Today is the start of National Dairy Month, a celebration that was originally created in 1937 to promote drinking milk. Therefore, it seems like the perfect time to look at an interesting piece of American history: the butter battle in the GAPE.
In the late 1860s, Emperor Napoleon III offered a prize to anyone who created a substitute for butter. The emperor knew such an alternative would be useful for his armies during the Franco-Prussian War. In 1869, French chemist Hippolyte Mège-Mouriès created “oleomargarine,” a combination of beef tallow (animal fat) and milk.
In 1873, this cheaper alternative to butter came to the United States. Margarine was naturally white in color, so manufacturers added dyes to make margarine look more yellow like butter. American dairy farmers were worried about how the new product might impact the industry, so they petitioned both their state legislatures and the US Congress to regulate the product with a high tax to lessen margarine’s popularity.
On July 23, 1886, Congress passed the Oleomargarine Act, which taxed margarine at two cents per pound (sixty cents per pound today). Ten days later, President Grover Cleveland signed the bill into law. Just regulating margarine, however, didn’t seem to be enough. States began to pass laws restricting the color of margarine, and, by 1898, thirty-two of the forty-five states prohibited manufacturers from coloring margarine yellow like butter.
A number of states even required margarine to be colored pink to indicate its artificiality, which became known as “pink laws.” In 1898, however, the US Supreme Court declared the pink laws unconstitutional, and for a brief time, margarine could be sold in any color, subject to the two cent per pound tax.
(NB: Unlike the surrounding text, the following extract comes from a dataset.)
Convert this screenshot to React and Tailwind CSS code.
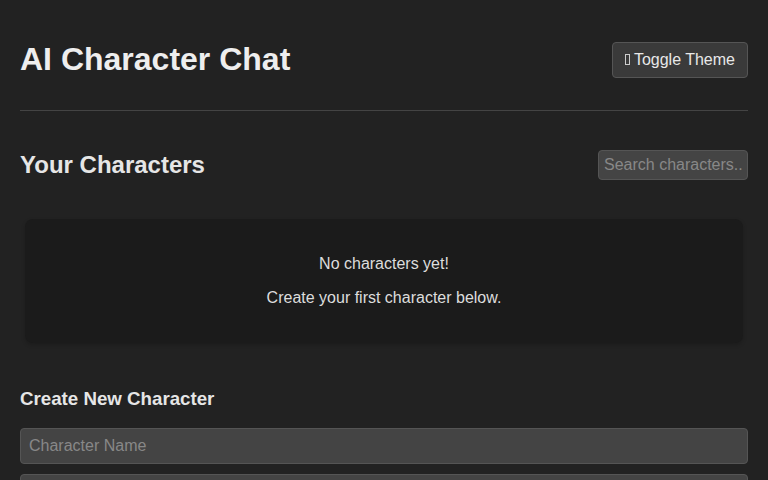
export default function App() {
  return (
    <div className="min-h-[480px] bg-[#222222] text-[#eeeeee] px-5 pt-5 pb-5" style={{ fontFamily: '"Liberation Sans", Arial, sans-serif' }}>
      <header className="flex items-center justify-between border-b border-[#444444] pb-[10px]">
        <h1 className="my-[21.44px] text-[32px] leading-[37px] font-bold text-[#eeeeee]">AI Character Chat</h1>
        <button className="h-9 px-[12px] rounded-[4px] border border-[#555555] bg-[#3a3a3a] text-[16px] text-[#e8e8e8] flex items-center gap-[4px]">
          <span className="inline-block w-[5px] h-[11px] border border-[#cccccc]"></span>
          <span>Toggle Theme</span>
        </button>
      </header>
      <section className="mt-5">
        <div className="flex items-center justify-between">
          <h2 className="my-[19.92px] text-[24px] leading-[28px] font-bold text-[#e6e6e6]">Your Characters</h2>
          <input
            className="w-[150px] h-[30px] px-[5px] rounded-[4px] border border-[#555555] bg-[#444444] text-[16px] text-[#dddddd] placeholder:text-[#888888] outline-none"
            placeholder="Search characters..."
          />
        </div>
        <div className="mx-[5px] mt-5 rounded-[8px] bg-[#1b1b1b] p-5 text-center text-[16px] text-[#dddddd] shadow-[0_2px_4px_rgba(0,0,0,0.2)]">
          <p className="my-4 leading-[18px]">No characters yet!</p>
          <p className="my-4 leading-[18px]">Create your first character below.</p>
        </div>
      </section>
      <section className="mt-[45px]">
        <h3 className="mb-[18px] text-[18.72px] leading-[22px] font-bold text-[#e6e6e6]">Create New Character</h3>
        <div className="flex flex-col gap-[10px]">
          <input
            className="w-full h-9 px-2 rounded-[4px] border border-[#555555] bg-[#444444] text-[16px] text-[#dddddd] placeholder:text-[#888888] outline-none"
            placeholder="Character Name"
          />
          <input
            className="w-full h-9 px-2 rounded-[4px] border border-[#555555] bg-[#444444] text-[16px] text-[#dddddd] placeholder:text-[#888888] outline-none"
            placeholder="Personality"
          />
        </div>
      </section>
    </div>
  );
}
Less than five years later, dairy farmers petitioned Congress yet again to limit what colors manufacturers could use to dye margarine. In 1902, Congress passed an amendment to the 1886 Oleomargarine Act, issuing a higher tax of ten cents per pound on colored margarine ($3.36 per pound today) and reducing the current tax of two cents to one-fourth of a cent. In other words, colored margarine became cost-prohibitive.
Incorporating Salt and Working Moisture out of "Swift's Premium" Oleomargarine/Wikimedia Commons
Manufacturers soon came up with a creative workaround. They began including a capsule of a yellow color solution with uncolored margarine that would allow consumers to color their own margarine yellow like butter. This didn’t violate the 1902 amendment, and it allowed Americans to have a buttery yellow color for their margarine.
Taking the MYSTERY Out of MARGARINE/Kraft Foods Company/Courtesy of Science History Institute
Coloring margarine became a commonplace kitchen task well into the 1940s. Congress repealed the Oleomargarine Act in 1950, sixty-four years after it was first passed. However, Wisconsin, known for its dairy products, became the last state to repeal its restrictions on margarine in 1967. Roughly one hundred years after its arrival to the US, margarine had emerged victorious in the butter battle.
It's hard to beat butter sometimes though. Especially on biscuits and baked potatoes!